The avalanche fans act as the accumulation zone of the regenerated glacier; their feet as the firn line. Thus the sedimentary bands in the regenerated glacier coincide with these annual belts of debris, just as they coincide with the melt borders on a continuous glacier. These sedimentary dirt layers will probably act next as plastic layers, or as shear surfaces, but it seems impossible in this case that any debris picked up from the rock bed can emerge near the avalanche fans; the horizontal velocity of the ice (100 m. year in the middle) is too great as compared with the vertical velocity (that is the rate of ablation of the ice—a few metres per year).

Large Melt Borders of Volcanic Ash

For a long time geologists were puzzled by the fact that volcanoes, so frequent along the Andes, disappear south of Monte Macá (lat. 45° 06′ S.), with the sole exception of Volcan Burney (lat. 52° 20′ S.). (We do not here speak of the dead craters in the middle of the Pampa.) Quensel in 1911 and Sapper in 1927 gathered random proof of some volcanic activity in the southern Patagonian CordilleraReference Salmi ¹² . Padre De Agostini confirmed these suspicionsReference De Agostini ¹³ . In 1935 he picked up volcanic ash on Glaciar Chico. He writes also that:

Since then Salmi and Väinö AuerReference Salmi ¹² found layers of volcanic ash in all the peat bogs of Patagonia and Tierra del Fuego which could not have been produced by the Volcan Burney alone.

On the 1946 aerial photographs can be seen: (1) a volcanic centre in the middle of the Glaciar Viedma at lat. 49° 24′ S. long. 73° 20′ W.; (2) large melt borders on many glaciers, undoubtedly composed of volcanic ash.

The volcanic centre of Glaciar Viedma, over which the writer flew in February 1952 (Fig. 7, p. 18), is very similar to the well known Grímsvötn in Iceland after an eruptionReference Thorarinsson ¹⁴ . Its area is about 5 × 2 km.², and it lies near the firn line at a height of about 1300 m. On the north and southwest sides volcanic rocks emerge above the glacier surface. The northern ones are already eroded by several little cornes. In 1946 four ice tongues, two from the east and two from the west, flowed down into the crater, where several little lakes were seen, the greatest of a km.². All the eastern side of the glacier had crumbled into seracs, perhaps because it had once floated on a now emptied lake, perhaps because the ice has melted in contact with the ground as a result of volcanic heat.

Fig. 7 The crater in the middle of Glacier Viedma. In the forground melt borders of ash. Behind, the Mariano Moreno range

Three melt borders of volcanic ash surround the crater and join the medial moraine issuing from it. Three melt borders can also be counted on the glacier, the upper one at the fire line, both in 1946 and 1952. It is tempting to attribute these three melt borders to three eruptions, happening at regular periods as in the Grímsvötn case. The period here would be about six years, and so a new one is anticipated in 1957–58.

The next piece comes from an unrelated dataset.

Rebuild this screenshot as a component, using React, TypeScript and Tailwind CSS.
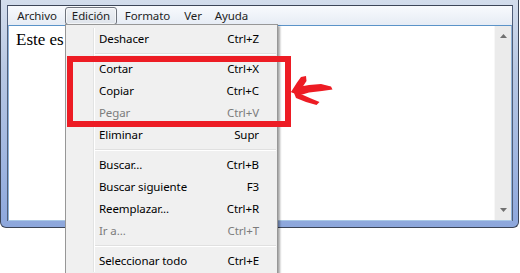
import React from 'react';

const menuBar = [
  { label: 'Archivo', w: 'w-[56px] ml-px' },
  { label: 'Edición', w: 'w-[52px]', open: true },
  { label: 'Formato', w: 'w-[61px]' },
  { label: 'Ver', w: 'w-[30px]' },
  { label: 'Ayuda', w: 'w-[47px]' },
];

type Item = { label: string; key?: string; off?: boolean } | 'sep';

const items: Item[] = [
  { label: 'Deshacer', key: 'Ctrl+Z' },
  'sep',
  { label: 'Cortar', key: 'Ctrl+X' },
  { label: 'Copiar', key: 'Ctrl+C' },
  { label: 'Pegar', key: 'Ctrl+V', off: true },
  { label: 'Eliminar', key: 'Supr' },
  'sep',
  { label: 'Buscar...', key: 'Ctrl+B' },
  { label: 'Buscar siguiente', key: 'F3' },
  { label: 'Reemplazar...', key: 'Ctrl+R' },
  { label: 'Ir a...', key: 'Ctrl+T', off: true },
  'sep',
  { label: 'Seleccionar todo', key: 'Ctrl+E' },
];

function EditMenu() {
  return (
    <div className="absolute left-[-1px] top-full z-10 flex w-[213px] border border-[#979797] bg-[#f0f0f0] pb-[20px] pt-[3px] shadow-[2px_2px_2px_rgba(0,0,0,0.35)]">
      <div className="w-[28px] shrink-0 border-r border-[#e2e3e3]" />
      <div className="flex-1 border-l border-white">
        {items.map((it, i) =>
          it === 'sep' ? (
            <div key={i} className="h-[8px] pt-[3px] pr-[1px]">
              <div className="h-px bg-[#e0e0e0]" />
              <div className="h-px bg-white" />
            </div>
          ) : (
            <div
              key={i}
              className={`flex h-[22px] items-center justify-between pl-[4px] pr-[18px] ${it.off ? 'text-[#7c7c7c]' : 'text-black'}`}
            >
              <span>{it.label}</span>
              <span>{it.key}</span>
            </div>
          )
        )}
      </div>
    </div>
  );
}

function Arrow() {
  return (
    <svg className="absolute left-[288px] top-[74px] z-20" width="48" height="34" viewBox="288 74 48 34">
      <g fill="#ed1c24">
        <path d="M291,92 L298,87 L309,85 L321,84 L331,86.5 L332.5,89.5 L322,91 L309,92.5 L299,95.5 Z" />
        <path d="M291,92 L297,82.5 L301,77 L306,76 L306.5,81 L302.5,87 L298,94 Z" />
        <path d="M294,93 L303,95 L311,98.5 L319.5,102 L316.5,105 L306,102 L296,98 Z" />
      </g>
    </svg>
  );
}

export default function App() {
  return (
    <div className="relative h-[273px] w-[520px] overflow-hidden bg-white font-['Noto_Sans',sans-serif] text-[11.5px] leading-none tracking-[-0.1px]">
      <div className="h-[228px] w-[519px] rounded-b-[6px] border border-t-0 border-[#3b4456] bg-[linear-gradient(to_bottom,#d3ddec,#b8c8e3_30%,#9db4e0_75%,#8da7dc)] pb-[6px] pl-[6px] pr-[5px] pt-[5px]">
        <div className="flex h-full flex-col border-x border-t border-x-[#4f5d77] border-t-[#3c4658]">
          {/* menu bar */}
          <div className="flex h-[19px] items-center bg-[linear-gradient(to_bottom,#f8fafd,#e6ecf5)] text-[#1e1e1e]">
            {menuBar.map((m) => (
              <div
                key={m.label}
                className={`relative flex h-[18px] items-center justify-center ${m.w} ${m.open ? 'rounded-[3px] border border-[#6e737c] bg-[linear-gradient(to_bottom,#eef1f5,#dfe4eb)] shadow-[inset_0_0_0_1px_rgba(255,255,255,0.6)]' : ''}`}
              >
                {m.label}
                {m.open && <EditMenu />}
              </div>
            ))}
          </div>
          {/* edit control */}
          <div className="flex flex-1 border-x border-b border-t border-x-[#8fb2d8] border-b-[#a9c8e6] border-t-[#5b93c8] bg-white">
            <div className="flex-1 pl-[7px] pt-[4px] font-['Liberation_Serif',serif] text-[17px] leading-[19px] tracking-normal text-black">
              <div className="w-[48px] overflow-hidden whitespace-nowrap">Este es</div>
            </div>
            <div className="flex w-[17px] flex-col items-center justify-between border-l border-[#f7f7f7] bg-[#ebebeb] py-[8px]">
              <svg width="7" height="4" viewBox="0 0 7 4">
                <path d="M0,4 L3.5,0 L7,4 Z" fill="#707070" />
              </svg>
              <svg width="7" height="4" viewBox="0 0 7 4">
                <path d="M0,0 L7,0 L3.5,4 Z" fill="#707070" />
              </svg>
            </div>
          </div>
        </div>
      </div>

      {/* annotation */}
      <div className="absolute left-[67px] top-[56px] z-20 h-[71px] w-[224px] border-[6px] border-[#ed1c24]" />
      <Arrow />
    </div>
  );
}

Three large melt borders, the upper one nicely under the firn limit, were also visible in February 1946 on all the western glaciers between Glaciar Pio XI (lat. 49° 10′ S.) and Glaciar Jorge Montt (lat. 48° 20′ S.) (Fig. 8, p. 19), and on all the eastern glaciers between lat. 49° 10′ S. and lat. 48° 50′ S. They cannot be annual, as in the middle of the larger glaciers they are about 10 km. apart, whereas the annual speed cannot exceed 2 km./year.

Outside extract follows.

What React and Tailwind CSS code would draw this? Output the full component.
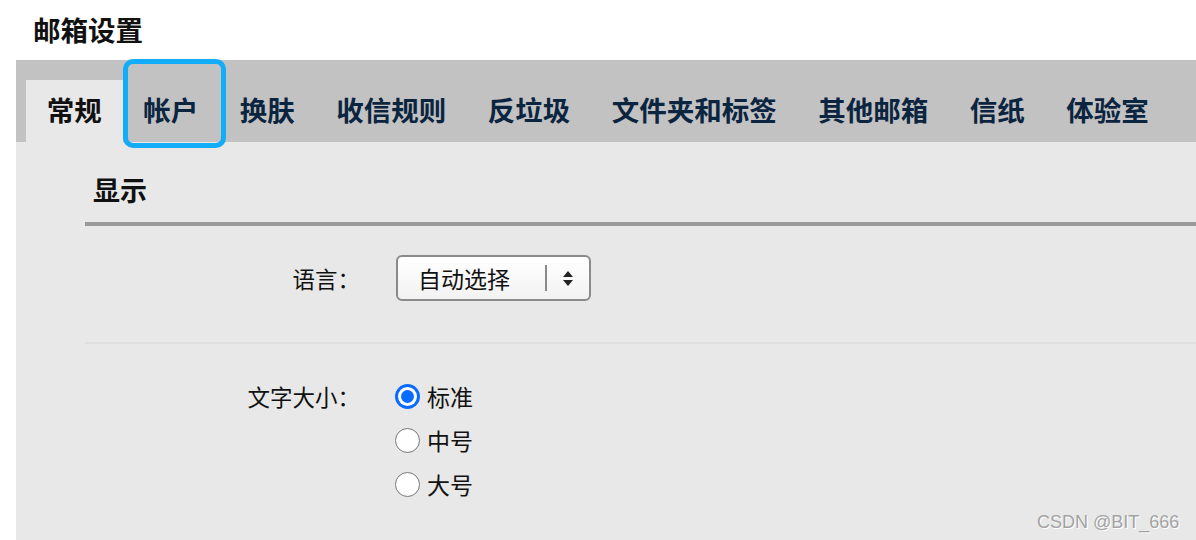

Fig. 8 Volcanic melt borders on the Glacier Greve and HPS7 (background). In the left forground, fine ice ogives. Note also in the forground a melt border around a patch of bare ice

As the wind always blows from the west in Patagonia (a south wind is very exceptional, and cannot have blown during each eruption), these ashes cannot be from the Viedma crater. There is no crater visible on the aerial photographs, either in the middle of the ice field or more to the west, so we must suppose the existence of at least one volcanic centre, covered by snow, in the middle of the ice field. Its eruptions should explain not only the three melt borders, but also the large flat valleys without vegetation where Glaciar Greve and HPS 7 end. There is evidence of sudden catastrophic overflows which no visible ice-dammed lake can explain. This hypothetic eruptive centre is placed at the north-west of Cerro Lautaro (3380 m., erroneously called Cerro Pirämide in the Carta Preliminar) at about lat. 48° 50′ S. long. 73° 40′ W. There may also be another, the one seen by the estancieros of Lagos Cardiel and San Martin, near Cerro Pirámide (~2800 m., the most southern summit of Cordón GAEA; these names, given by De Agostini, Reichert and the numerous Argentine expeditions to this region, do not figure on any official maps). This should he at about lat. 49° 07′ S. long. 73° 15′ W.

A little cone, possibly volcanic, with a melt border, can also be seen at lat. 47° 09′ S. long. 73° 52′ W.

A periodical aerial survey of these regions would be of great interest. It is desirable that this should be included in the programme of the International Geophysical Year.